Text would be no good for people who who might have to peer uncomfortably closely to make it out, or who don't know the language or simply can't read. LEDs depend on power. How about colour combined with text and a pictogram on one space? Designing the pictogram should give scope for humour...
Riding a concrete path through the nebulous and chaotic future.

Kim

  • Timelord
    • Fediverse
Re: The Grumble Thread - No energy for a full on rant.
« Reply #7549 on: 19 April, 2016, 01:52:07 pm »
Text would be no good for people who who might have to peer uncomfortably closely to make it out, or who don't know the language or simply can't read. LEDs depend on power. How about colour combined with text and a pictogram on one space? Designing the pictogram should give scope for humour...

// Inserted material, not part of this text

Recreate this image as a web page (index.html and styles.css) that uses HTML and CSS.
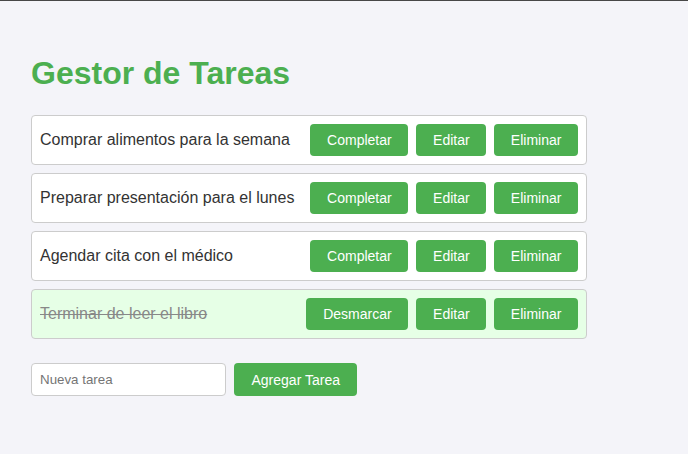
FILE: index.html
```html
<!DOCTYPE html>
<html lang="es">
<head>
<meta charset="utf-8">
<title>Gestor de Tareas</title>
<link rel="stylesheet" href="styles.css">
</head>
<body>
<div class="page">
  <h1 class="title">Gestor de Tareas</h1>
  <ul class="tasks">
    <li class="task">
      <span class="task-text">Comprar alimentos para la semana</span>
      <div class="actions">
        <button class="btn btn-main">Completar</button>
        <button class="btn">Editar</button>
        <button class="btn">Eliminar</button>
      </div>
    </li>
    <li class="task">
      <span class="task-text">Preparar presentación para el lunes</span>
      <div class="actions">
        <button class="btn btn-main">Completar</button>
        <button class="btn">Editar</button>
        <button class="btn">Eliminar</button>
      </div>
    </li>
    <li class="task">
      <span class="task-text">Agendar cita con el médico</span>
      <div class="actions">
        <button class="btn btn-main">Completar</button>
        <button class="btn">Editar</button>
        <button class="btn">Eliminar</button>
      </div>
    </li>
    <li class="task task-done">
      <span class="task-text">Terminar de leer el libro</span>
      <div class="actions">
        <button class="btn btn-main">Desmarcar</button>
        <button class="btn">Editar</button>
        <button class="btn">Eliminar</button>
      </div>
    </li>
  </ul>
  <div class="add-row">
    <input class="new-input" type="text" placeholder="Nueva tarea">
    <button class="btn btn-add">Agregar Tarea</button>
  </div>
</div>
</body>
</html>
```
FILE: styles.css
```css
html, body {
  margin: 0;
  padding: 0;
  background: #f4f4f9;
}
.page {
  border-top: 1px solid #474747;
  padding: 0 31px;
  font-family: "Liberation Sans", Arial, sans-serif;
  color: #333;
  min-height: 453px;
  box-sizing: border-box;
}
.title {
  margin: 54px 0 23px;
  font-size: 32px;
  font-weight: bold;
  color: #4caf50;
  line-height: 37px;
}
.tasks {
  list-style: none;
  margin: 0;
  padding: 0;
  width: 556px;
}
.task {
  display: flex;
  align-items: center;
  justify-content: space-between;
  background: #fff;
  border: 1px solid #cccccc;
  border-radius: 4px;
  padding: 8px;
  margin-bottom: 8px;
  height: 50px;
  box-sizing: border-box;
}
.task-text {
  font-size: 16px;
  color: #333;
}
.task-done {
  background: #e6ffe6;
}
.task-done .task-text {
  text-decoration: line-through;
  color: #888;
}
.actions {
  display: flex;
  gap: 8px;
}
.btn {
  font-family: "Liberation Sans", Arial, sans-serif;
  font-size: 14px;
  line-height: 16px;
  height: 32px;
  padding: 8px 16.6px;
  border: none;
  border-radius: 4px;
  background: #4caf50;
  color: #fff;
  cursor: pointer;
}
.btn-main {
  padding: 8px 16.8px;
}
.add-row {
  display: flex;
  align-items: center;
  gap: 8px;
  margin-top: 24px;
}
.new-input {
  width: 195px;
  height: 33px;
  box-sizing: border-box;
  padding: 8px;
  border: 1px solid #cccccc;
  border-radius: 4px;
  font-family: "Liberation Sans", Arial, sans-serif;
  font-size: 13.33px;
  background: #fff;
}
.new-input::placeholder {
  color: #757575;
}
.btn-add {
  height: 33px;
  padding: 8px 17.5px;
}
```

Yeah, text, like pictograms, can be used to augment a simple colour.  That covers most options.  Do something tactile (external handle in a different physical state would be best, but a screwdriver slot rotating would work) and you've got the completely blind covered too.  Though people tend to be more sympathetic about obviously blind people and toilet doors.

Then you just need working locks.  Standard procedure in British public toilets is to push the cubicle door slowly and listen for a yelp, after all.

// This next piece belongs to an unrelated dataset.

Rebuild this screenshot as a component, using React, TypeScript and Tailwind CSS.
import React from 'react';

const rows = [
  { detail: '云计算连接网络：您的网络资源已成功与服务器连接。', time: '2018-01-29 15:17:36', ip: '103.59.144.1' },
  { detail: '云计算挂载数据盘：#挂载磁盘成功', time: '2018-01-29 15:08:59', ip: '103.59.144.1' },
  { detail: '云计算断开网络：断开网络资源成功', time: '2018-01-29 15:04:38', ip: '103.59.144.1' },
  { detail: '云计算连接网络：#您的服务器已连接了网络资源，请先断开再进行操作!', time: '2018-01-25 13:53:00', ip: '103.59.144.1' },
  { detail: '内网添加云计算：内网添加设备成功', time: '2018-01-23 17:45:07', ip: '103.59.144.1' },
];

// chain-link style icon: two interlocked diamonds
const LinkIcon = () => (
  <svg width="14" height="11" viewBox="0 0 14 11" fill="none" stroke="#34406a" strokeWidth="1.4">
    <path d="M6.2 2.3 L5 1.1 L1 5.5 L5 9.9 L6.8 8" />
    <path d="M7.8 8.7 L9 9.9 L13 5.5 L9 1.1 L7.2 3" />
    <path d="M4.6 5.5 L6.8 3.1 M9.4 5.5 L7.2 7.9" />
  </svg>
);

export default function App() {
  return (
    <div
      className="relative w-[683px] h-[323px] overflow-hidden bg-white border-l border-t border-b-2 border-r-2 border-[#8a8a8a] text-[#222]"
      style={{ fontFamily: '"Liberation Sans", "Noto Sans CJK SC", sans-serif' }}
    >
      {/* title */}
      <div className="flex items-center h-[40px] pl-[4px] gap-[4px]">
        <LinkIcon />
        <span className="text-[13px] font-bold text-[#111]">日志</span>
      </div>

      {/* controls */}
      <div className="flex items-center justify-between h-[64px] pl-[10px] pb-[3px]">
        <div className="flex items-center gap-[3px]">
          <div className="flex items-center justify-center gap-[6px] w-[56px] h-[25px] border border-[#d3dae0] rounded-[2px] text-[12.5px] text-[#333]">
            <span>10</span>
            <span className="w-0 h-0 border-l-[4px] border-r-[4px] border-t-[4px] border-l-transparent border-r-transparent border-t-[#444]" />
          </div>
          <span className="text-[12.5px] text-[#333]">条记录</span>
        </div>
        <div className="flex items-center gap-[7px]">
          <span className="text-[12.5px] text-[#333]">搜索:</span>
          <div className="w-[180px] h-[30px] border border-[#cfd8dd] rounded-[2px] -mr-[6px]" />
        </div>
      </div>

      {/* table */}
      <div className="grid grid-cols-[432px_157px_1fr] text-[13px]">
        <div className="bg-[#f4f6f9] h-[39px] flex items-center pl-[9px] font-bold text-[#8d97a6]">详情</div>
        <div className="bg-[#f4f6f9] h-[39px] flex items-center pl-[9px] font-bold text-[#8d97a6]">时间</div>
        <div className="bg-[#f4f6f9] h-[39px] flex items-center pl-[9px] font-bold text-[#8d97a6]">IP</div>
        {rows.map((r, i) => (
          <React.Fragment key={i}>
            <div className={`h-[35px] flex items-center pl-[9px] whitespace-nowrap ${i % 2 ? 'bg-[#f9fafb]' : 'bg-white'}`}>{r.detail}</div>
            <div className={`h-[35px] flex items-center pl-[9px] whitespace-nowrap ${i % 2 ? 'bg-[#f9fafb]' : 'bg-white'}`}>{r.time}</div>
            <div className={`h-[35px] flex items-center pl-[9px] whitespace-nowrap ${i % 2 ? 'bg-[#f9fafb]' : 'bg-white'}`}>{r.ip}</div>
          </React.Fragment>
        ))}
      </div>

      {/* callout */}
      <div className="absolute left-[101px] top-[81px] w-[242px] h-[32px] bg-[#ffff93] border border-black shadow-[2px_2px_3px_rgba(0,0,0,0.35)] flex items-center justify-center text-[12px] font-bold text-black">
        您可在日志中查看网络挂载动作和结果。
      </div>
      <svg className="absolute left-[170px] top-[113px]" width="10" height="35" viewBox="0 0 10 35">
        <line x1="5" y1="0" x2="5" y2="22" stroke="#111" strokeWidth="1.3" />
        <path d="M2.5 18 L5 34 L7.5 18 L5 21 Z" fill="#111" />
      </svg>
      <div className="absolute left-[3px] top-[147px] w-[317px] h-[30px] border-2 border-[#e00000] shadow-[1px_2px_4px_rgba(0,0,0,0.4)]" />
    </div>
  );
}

And you have to train people to actually use the locks (or at least the light switches[2]) when there are deaf people around.

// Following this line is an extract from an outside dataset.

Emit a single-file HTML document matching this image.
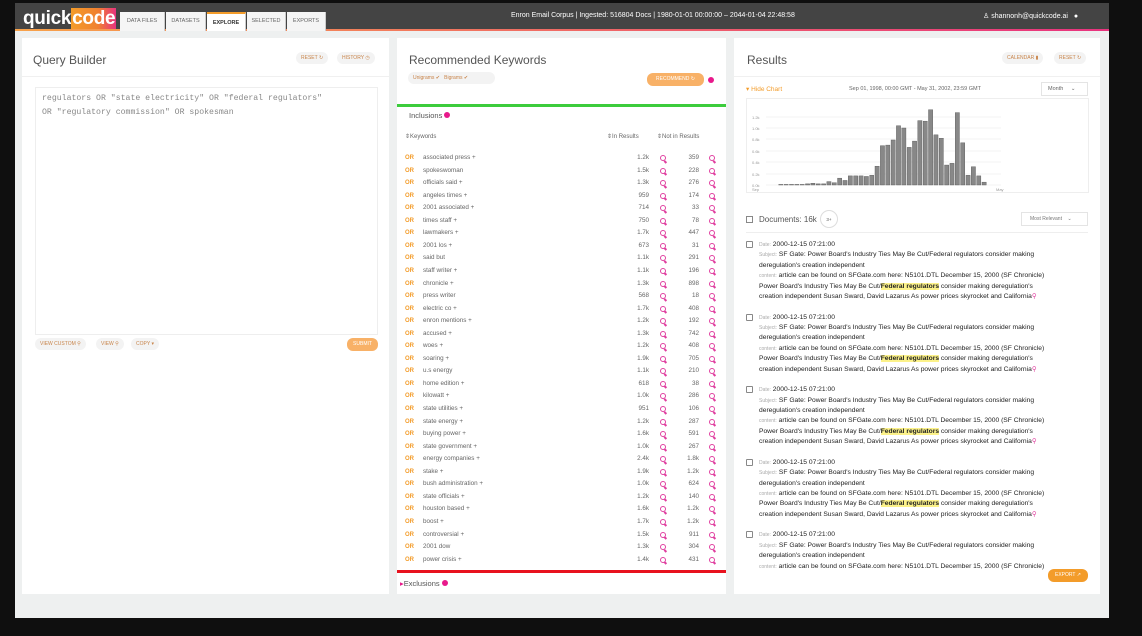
<!DOCTYPE html>
<html><head><meta charset="utf-8"><style>
*{box-sizing:border-box;margin:0;padding:0}
body{width:1142px;height:636px;background:#0f0f0f;font-family:"Liberation Sans",sans-serif;position:relative;overflow:hidden;color:#333}
#app{position:absolute;left:15px;top:3px;width:1094px;height:615px;background:#eef0f0}
#hdr{position:absolute;left:0;top:0;width:1094px;height:28px;background:#444;border-bottom:2px solid;border-image:linear-gradient(90deg,#f7a24a,#e8337f) 1}
.logo{position:absolute;left:8px;top:6px;font-size:19px;font-weight:bold;color:#fff;letter-spacing:-0.3px;line-height:20px}
.logo span{background:linear-gradient(90deg,#f39c2a,#f08030 60%,#e8337f);padding:0 1px}
.tab{position:absolute;top:9px;height:19px;background:#f5f5f5;font-size:5.5px;color:#666;text-align:center;line-height:19px;border-right:1px solid #ccc}
.tab.act{font-weight:bold;color:#333;border-top:2px solid #f39c2a;background:#fff}
.hc{position:absolute;top:9px;font-size:7px;color:#fff}
.panel{position:absolute;top:35px;height:556px;background:#fff}
h2{position:absolute;font-size:12px;font-weight:normal;color:#555}
.btn{position:absolute;height:12px;background:#f3f3f3;border-radius:6px;font-size:5px;color:#c8844a;line-height:12px;padding:0 5px}
.obtn{position:absolute;background:#f8b167;color:#fff;border-radius:6px;font-size:5px;text-align:center}
.pk{display:inline-block;width:6px;height:6px;border-radius:50%;background:#e8198b}
.row{position:absolute;left:8px;width:320px;height:12.5px;font-size:6.3px;line-height:12.5px;color:#666}
.row b{position:absolute;left:0;color:#f39c2a;font-size:6px}
.row .k{position:absolute;left:18px}
.row .a{position:absolute;right:76px;text-align:right}
.row .b{position:absolute;right:26px;text-align:right}
.mg{position:absolute;width:6px;height:6px;border:1.5px solid #e040a0;border-radius:50%;top:3px}
.mg:after{content:"";position:absolute;width:3px;height:1.5px;background:#e040a0;transform:rotate(45deg);left:2.5px;top:4.5px}
.doc{position:absolute;left:12px;width:340px;font-size:6.7px;line-height:10.4px;color:#222}
.doc .cb{position:absolute;left:0;top:1px;width:7px;height:7px;border:1px solid #888;border-radius:1px}
.doc .t{position:absolute;left:13px;width:325px}
.doc i{font-style:normal;color:#aaa;font-size:5px}
.hl{background:#fcf28a;font-weight:bold}
</style></head><body>
<div id="app">
<div id="hdr">
<div class="logo">quick<span>code</span></div>
<div class="tab" style="left:105px;width:45px">DATA FILES</div>
<div class="tab" style="left:151px;width:40px">DATASETS</div>
<div class="tab act" style="left:192px;width:39px">EXPLORE</div>
<div class="tab" style="left:232px;width:39px">SELECTED</div>
<div class="tab" style="left:272px;width:39px">EXPORTS</div>
<div class="hc" style="left:496px">Enron Email Corpus | Ingested: 516804 Docs | 1980-01-01 00:00:00 – 2044-01-04 22:48:58</div>
<div class="hc" style="left:968px">&#9817; shannonh@quickcode.ai &nbsp;&nbsp;&#9679;</div>
</div>

<div class="panel" style="left:7px;width:367px">
<h2 style="left:11px;top:15px">Query Builder</h2>
<div class="btn" style="left:274px;top:14px">RESET &#8635;</div>
<div class="btn" style="left:315px;top:14px">HISTORY &#9719;</div>
<div style="position:absolute;left:0;top:38px;width:367px;border-top:1px solid #f0f0f0"></div>
<div style="position:absolute;left:13px;top:49px;width:343px;height:248px;border:1px solid #eee;font-family:'Liberation Mono',monospace;font-size:8.2px;line-height:14px;color:#888;padding:4px 6px">regulators OR "state electricity" OR "federal regulators"<br>OR "regulatory commission" OR spokesman</div>
<div class="btn" style="left:13px;top:300px">VIEW CUSTOM &#9906;</div>
<div class="btn" style="left:74px;top:300px">VIEW &#9906;</div>
<div class="btn" style="left:109px;top:300px">COPY &#9662;</div>
<div class="obtn" style="left:325px;top:300px;width:31px;height:13px;line-height:13px">SUBMIT</div>
</div>

<div class="panel" style="left:382px;width:329px">
<h2 style="left:12px;top:15px">Recommended Keywords</h2>
<div class="btn" style="left:11px;top:34px;width:87px">Unigrams &#10004; &nbsp; Bigrams &#10004;</div>
<div class="obtn" style="left:250px;top:35px;width:57px;height:13px;line-height:13px">RECOMMEND &#8635;</div>
<span class="pk" style="position:absolute;left:311px;top:39px"></span>
<div style="position:absolute;left:0;top:66px;width:329px;height:3px;background:#3ccc3c"></div>
<div style="position:absolute;left:12px;top:73px;font-size:7.5px;color:#555">Inclusions <span class="pk"></span></div>
<div style="position:absolute;left:8px;top:95px;font-size:6px;color:#666">&#8661;Keywords</div>
<div style="position:absolute;left:210px;top:95px;font-size:6px;color:#666">&#8661;In Results</div>
<div style="position:absolute;left:260px;top:95px;font-size:6px;color:#666">&#8661;Not in Results</div>
<div id="rows"></div>
<div style="position:absolute;left:0;top:532px;width:329px;height:3px;background:#e8121e"></div>
<div style="position:absolute;left:3px;top:541px;font-size:7.5px;color:#555"><span style="color:#e8198b">&#9656;</span>Exclusions <span class="pk"></span></div>
</div>

<div class="panel" style="left:719px;width:366px">
<h2 style="left:13px;top:15px">Results</h2>
<div class="btn" style="left:268px;top:14px">CALENDAR &#9646;</div>
<div class="btn" style="left:320px;top:14px">RESET &#8635;</div>
<div style="position:absolute;left:0;top:38px;width:366px;border-top:1px solid #f0f0f0"></div>
<div style="position:absolute;left:12px;top:47px;font-size:6.5px;color:#f39c2a">&#9662; Hide Chart</div>
<div style="position:absolute;left:115px;top:48px;font-size:5.5px;color:#666">Sep 01, 1998, 00:00 GMT - May 31, 2002, 23:59 GMT</div>
<div style="position:absolute;left:307px;top:44px;width:47px;height:14px;border:1px solid #e4e4e4;font-size:5.5px;color:#666;line-height:12px;padding-left:6px">Month &nbsp;&nbsp;&nbsp; &#8964;</div>
<svg style="position:absolute;left:12px;top:60px" width="343" height="95" viewBox="0 0 343 95">
<rect x="0.5" y="0.5" width="342" height="94" fill="#fff" stroke="#eee"/>
<g stroke="#e8e8e8" stroke-width="0.6">
<line x1="20" y1="19" x2="255" y2="19"/><line x1="20" y1="30" x2="255" y2="30"/><line x1="20" y1="41" x2="255" y2="41"/><line x1="20" y1="53" x2="255" y2="53"/><line x1="20" y1="64" x2="255" y2="64"/><line x1="20" y1="76" x2="255" y2="76"/><line x1="20" y1="87" x2="255" y2="87"/></g>
<g font-size="4" fill="#999" font-family="Liberation Sans">
<text x="6" y="21">1.2k</text><text x="6" y="32">1.0k</text><text x="6" y="43">0.8k</text><text x="6" y="55">0.6k</text><text x="6" y="66">0.4k</text><text x="6" y="78">0.2k</text><text x="6" y="89">0.0k</text><text x="6" y="93">Sep</text><text x="250" y="93">May</text></g>
<g id="bars" fill="#888" stroke="#555" stroke-width="0.4"></g>
</svg>
<div style="position:absolute;left:12px;top:178px;width:7px;height:7px;border:1px solid #888"></div>
<div style="position:absolute;left:25px;top:177px;font-size:8px;color:#555">Documents: 16k</div>
<div style="position:absolute;left:86px;top:172px;width:18px;height:18px;border:1px solid #ddd;border-radius:50%;font-size:4.5px;text-align:center;line-height:17px;color:#555">3+</div>
<div style="position:absolute;left:287px;top:174px;width:67px;height:14px;border:1px solid #e4e4e4;font-size:5px;color:#777;line-height:12px;padding-left:8px">Most Relevant &nbsp;&nbsp; &#8964;</div>
<div style="position:absolute;left:12px;top:194px;width:342px;border-top:1px solid #eee"></div>
<div id="docs"></div>
<div class="obtn" style="left:314px;top:531px;width:40px;height:13px;line-height:13px;background:#f39c2a">EXPORT &#8599;</div>
</div>
</div>
<script>
var d=[["associated press +","1.2k","359"],["spokeswoman","1.5k","228"],["officials said +","1.3k","276"],["angeles times +","959","174"],["2001 associated +","714","33"],["times staff +","750","78"],["lawmakers +","1.7k","447"],["2001 los +","673","31"],["said but","1.1k","291"],["staff writer +","1.1k","196"],["chronicle +","1.3k","898"],["press writer","568","18"],["electric co +","1.7k","408"],["enron mentions +","1.2k","192"],["accused +","1.3k","742"],["woes +","1.2k","408"],["soaring +","1.9k","705"],["u.s energy","1.1k","210"],["home edition +","618","38"],["kilowatt +","1.0k","286"],["state utilities +","951","106"],["state energy +","1.2k","287"],["buying power +","1.6k","591"],["state government +","1.0k","267"],["energy companies +","2.4k","1.8k"],["stake +","1.9k","1.2k"],["bush administration +","1.0k","624"],["state officials +","1.2k","140"],["houston based +","1.6k","1.2k"],["boost +","1.7k","1.2k"],["controversial +","1.5k","911"],["2001 dow","1.3k","304"],["power crisis +","1.4k","431"],["state power +","1.3k","501"]];
var h="";d.forEach(function(r,i){var y=114+i*12.55;if(y>528)return;var hh=Math.min(12.5,532-y);h+='<div class="row" style="top:'+y+'px;height:'+hh+'px;overflow:hidden"><b>OR</b><span class="k">'+r[0]+'</span><span class="a" style="right:76px">'+r[1]+'</span><span class="mg" style="left:255px"></span><span class="b">'+r[2]+'</span><span class="mg" style="left:304px"></span></div>'});
document.getElementById("rows").innerHTML=h;
var v=[0,0,0.01,0.01,0.01,0.01,0.01,0.02,0.03,0.02,0.02,0.06,0.04,0.12,0.08,0.16,0.16,0.16,0.15,0.17,0.33,0.69,0.70,0.79,1.04,1.0,0.66,0.77,1.13,1.12,1.32,0.88,0.82,0.35,0.38,1.27,0.74,0.17,0.32,0.16,0.05,0];
var b="";v.forEach(function(x,i){var hh=x*57;b+='<rect x="'+(22+i*5.35)+'" y="'+(87-hh)+'" width="4.2" height="'+hh+'"/>'});
document.getElementById("bars").innerHTML=b;
var dh="";[0,1,2,3,4].forEach(function(i){var y=202+i*72.6;var c=i==4?'':'<br>Power Board\'s Industry Ties May Be Cut/<span class="hl">Federal regulators</span> consider making deregulation\'s<br>creation independent Susan Sward, David Lazarus As power prices skyrocket and California<span style="color:#e040a0">&#9906;</span>';dh+='<div class="doc" style="top:'+y+'px;'+(i==4?'height:60px;overflow:hidden':'')+'"><div class="cb"></div><div class="t"><i>Date:</i> 2000-12-15 07:21:00<br><i>Subject:</i> SF Gate: Power Board\'s Industry Ties May Be Cut/Federal regulators consider making<br>deregulation\'s creation independent<br><i>content:</i> article can be found on SFGate.com here: N5101.DTL December 15, 2000 (SF Chronicle)'+c+'</div></div>'});
document.getElementById("docs").innerHTML=dh;
</script>
</body></html>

(That's actually why we've got LEDs on the bathroom door - the computer works out whether there's someone in there by a combination of PIR and door state reed switch and sets the blinkenlights appropriately, without anyone actually using the lock - barakta and I habitually leave it unlocked in case of emergencies[1], but it stops us being startled by being walked in on.)


[1] Be that door lock issues, risk of injury form general wobbliness in a slippery environment, or priority interrupt for use of the toilet.
[2] Standard procedure for entering a not-otherwise-equipped unlocked room that might have an not-decent deaf person in it: Open door enough to get your hand in, frob the light off and on, wait for the yelp or door being opened fully.